Press S or / to search in the book

Press ? to show this help

Press Esc to hide this help

Resource Enum

Addresses apply to libtpu.so from the libtpu-0.0.40-cp314 wheel. Other versions differ.

Abstract

The TPU cost model models a VLIW bundle as a vector of functional-unit occupancies. ResourceVector is a flat array of 23 double slots, one per abstract hardware resource: the two MXU pipes (matmul-issue and gain-push), the cross-lane unit, the two-plus-one vector ALU lanes, the vector EUP / load / store ports, four memory-transfer terms, six ICI ring links, and three SparseCore engines. Each LLO instruction deposits its throughput cycles into the slot named by CycleTable::GetResource, and the bundle's issue cost is a structured reduction — MaxResourceCycles — over the whole vector. This page recovers the enum value→name table, the per-gen slot counts, and the reduction's overlap model.

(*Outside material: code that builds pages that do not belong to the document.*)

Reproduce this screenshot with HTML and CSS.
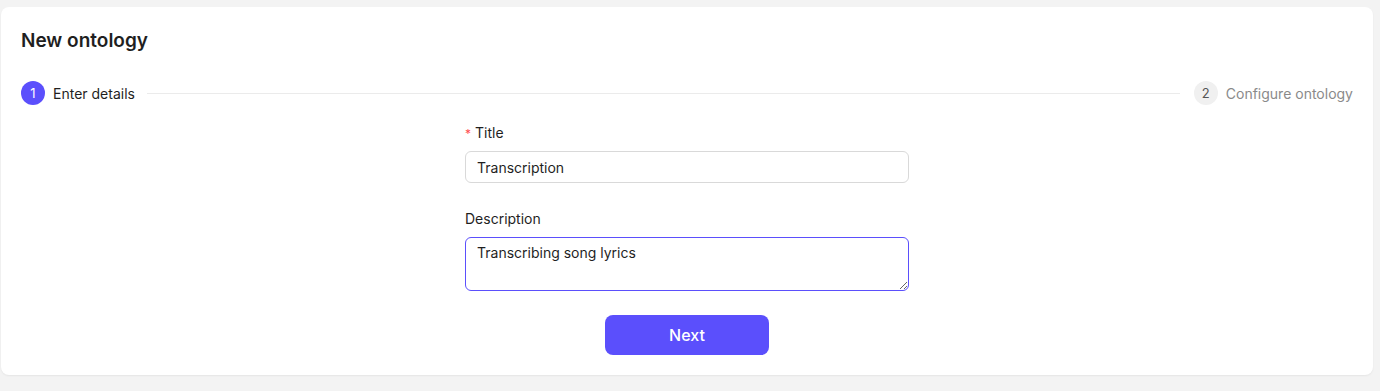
FILE: index.html
```html
<!DOCTYPE html>
<html lang="en">
<head>
    <meta charset="UTF-8">
    <title>New ontology</title>
    <link rel="stylesheet" href="styles.css">
</head>
<body>
<div class="card">
    <h1 class="card-title">New ontology</h1>

    <div class="steps">
        <div class="step step-active">
            <span class="step-icon">1</span>
            <span class="step-label">Enter details</span>
        </div>
        <div class="step-line"></div>
        <div class="step">
            <span class="step-icon">2</span>
            <span class="step-label">Configure ontology</span>
        </div>
    </div>

    <form class="form" onsubmit="return false;">
        <label class="field">
            <span class="field-label"><span class="required">*</span>Title</span>
            <input class="input" type="text" name="title" value="Transcription" />
        </label>
        <label class="field">
            <span class="field-label">Description</span>
            <textarea class="input textarea input-focus" name="description">Transcribing song lyrics</textarea>
        </label>
        <button class="btn-primary" type="submit">Next</button>
    </form>
</div>
</body>
</html>
```

FILE: styles.css
```css
body {
    margin: 0;
    padding: 7px 7px 16px 1px;
    background: #f3f3f3;
    font-family: Inter, "Noto Sans", sans-serif;
    color: #1f1f1f;
}

.card {
    background: white;
    border-radius: 8px;
    box-shadow: 0 1px 2px rgba(0, 0, 0, 0.06);
    padding: 22px 20px 20px 20px;
}

.card-title {
    margin: 0;
    font-size: 19px;
    font-weight: 600;
    line-height: 24px;
    color: #1f1f1f;
}

.steps {
    display: flex;
    align-items: center;
    margin-top: 28px;
}

.step {
    display: flex;
    align-items: center;
    gap: 8px;
}

.step-icon {
    width: 24px;
    height: 24px;
    border-radius: 50%;
    background: #f0f0f0;
    color: #555;
    font-size: 13px;
    line-height: 24px;
    text-align: center;
}

.step-label {
    font-size: 14px;
    color: #8a8a8a;
}

.step-active .step-icon {
    background: #5b4ffc;
    color: white;
}

.step-active .step-label {
    color: #1f1f1f;
}

.step-line {
    flex: 1;
    height: 1px;
    background: #ebebeb;
    margin: 0 14px 0 12px;
}

.form {
    width: 444px;
    margin: 19px auto 0 auto;
    display: flex;
    flex-direction: column;
}

.field {
    display: flex;
    flex-direction: column;
    margin-bottom: 27px;
}

.field-label {
    font-size: 14px;
    line-height: 18px;
    margin-bottom: 8px;
}

.required {
    color: #ff4d4f;
    margin-right: 4px;
    font-size: 12px;
}

.input {
    box-sizing: border-box;
    height: 32px;
    padding: 4px 11px;
    border: 1px solid #d9d9d9;
    border-radius: 6px;
    font-family: inherit;
    font-size: 14px;
    color: #1f1f1f;
    outline: none;
}

.textarea {
    height: 54px;
    margin-top: 1px;
    resize: vertical;
    line-height: 22px;
}

.input-focus {
    border-color: #5b4ffc;
}

.btn-primary {
    align-self: center;
    width: 164px;
    height: 40px;
    margin-top: -3px;
    border: none;
    border-radius: 8px;
    background: #5b4ffc;
    color: white;
    font-family: inherit;
    font-size: 16px;
    font-weight: 500;
}
```
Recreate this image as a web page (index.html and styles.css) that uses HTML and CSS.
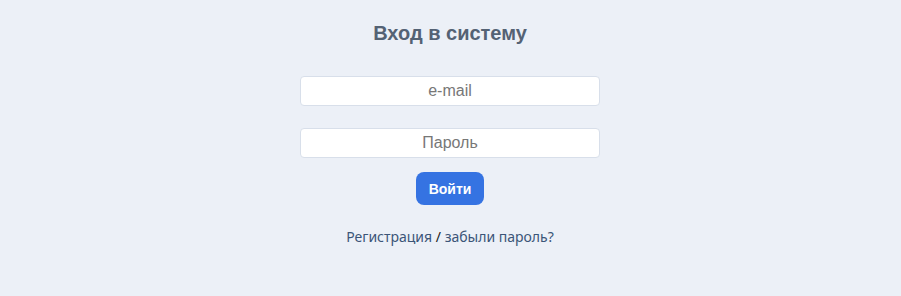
FILE: index.html
```html
<!DOCTYPE html>
<html lang="ru">
<head>
    <meta charset="UTF-8">
    <meta name="viewport" content="width=device-width, initial-scale=1.0">
    <title>Вход в систему</title>
    <link rel="stylesheet" href="styles.css">
</head>
<body>
    <div class="login">
        <h1>Вход в систему</h1>
        <form class="login-form">
            <input type="email" class="field" placeholder="e-mail">
            <input type="password" class="field" placeholder="Пароль">
            <button type="submit" class="login-button">Войти</button>
        </form>
        <p class="links"><a href="#">Регистрация</a> / <a href="#">забыли пароль?</a></p>
    </div>
</body>
</html>
```

FILE: styles.css
```css
body {
    margin: 0;
    padding: 0;
    background-color: #ecf0f7;
    font-family: "Liberation Sans", Arial, sans-serif;
}
.login {
    display: flex;
    flex-direction: column;
    align-items: center;
    padding-top: 22px;
    padding-right: 1px;
}
h1 {
    margin: 0;
    font-size: 20px;
    line-height: 23px;
    font-weight: bold;
    color: #546274;
}
.login-form {
    display: flex;
    flex-direction: column;
    align-items: center;
    margin-top: 31px;
}
.field {
    width: 300px;
    height: 30px;
    box-sizing: border-box;
    margin: 0 0 22px;
    padding: 0 8px;
    border: 1px solid #d8dfea;
    border-radius: 4px;
    background-color: white;
    font-family: "Liberation Sans", Arial, sans-serif;
    font-size: 16px;
    text-align: center;
    color: #333;
}
.field::placeholder {
    color: #777;
}
.field + .field {
    margin-bottom: 14px;
}
.login-button {
    width: 68px;
    height: 33px;
    padding: 0;
    border: none;
    border-radius: 8px;
    background-color: #3573e2;
    color: white;
    font-family: "Liberation Sans", Arial, sans-serif;
    font-size: 14px;
    font-weight: bold;
    cursor: pointer;
}
.links {
    margin: 22px 0 0;
    font-family: "Noto Sans", sans-serif;
    font-size: 14px;
    color: #222;
}
.links a {
    color: #3b5578;
    text-decoration: none;
}
```
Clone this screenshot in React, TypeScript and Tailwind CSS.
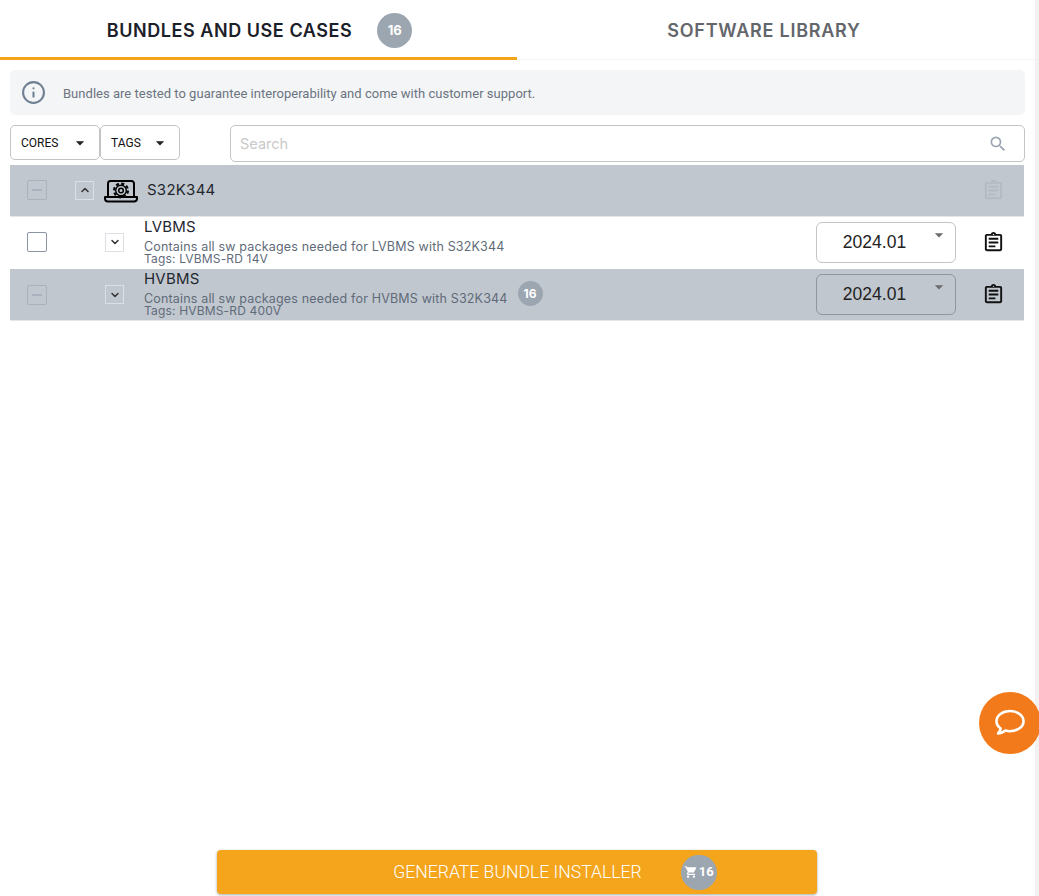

The reader should not confuse this with the scheduler's ResourceType enum. They are two different "resource" abstractions in the same binary, and conflating them is the central trap. The cost-model Resource (this page, 23 slots, an enum nested in ResourceVector) measures cycle weight — how many cycles a unit is busy. The scheduler ResourceType (ResourceType Taxonomy, 47 IDs, an AsyncTracker enum) measures concurrency limits — how many async collectives of a kind may co-issue. They overlap semantically (both name the six ICI links), but they are distinct enums with distinct value spaces, distinct print paths, and distinct consumers. This page documents the cost-model Resource; the contrast with ResourceType is drawn at the end.

The names come from one place: ResourceVectorToString @ 0x1c89bde0 reads the 22 leading doubles in physical-offset order and formats them with a single printf template, so the string order is the enum order. The 23rd slot (R[22]) is a real, Acc-writable, MaxResourceCycles-read slot, but ToString never prints it — it has no name string in the binary.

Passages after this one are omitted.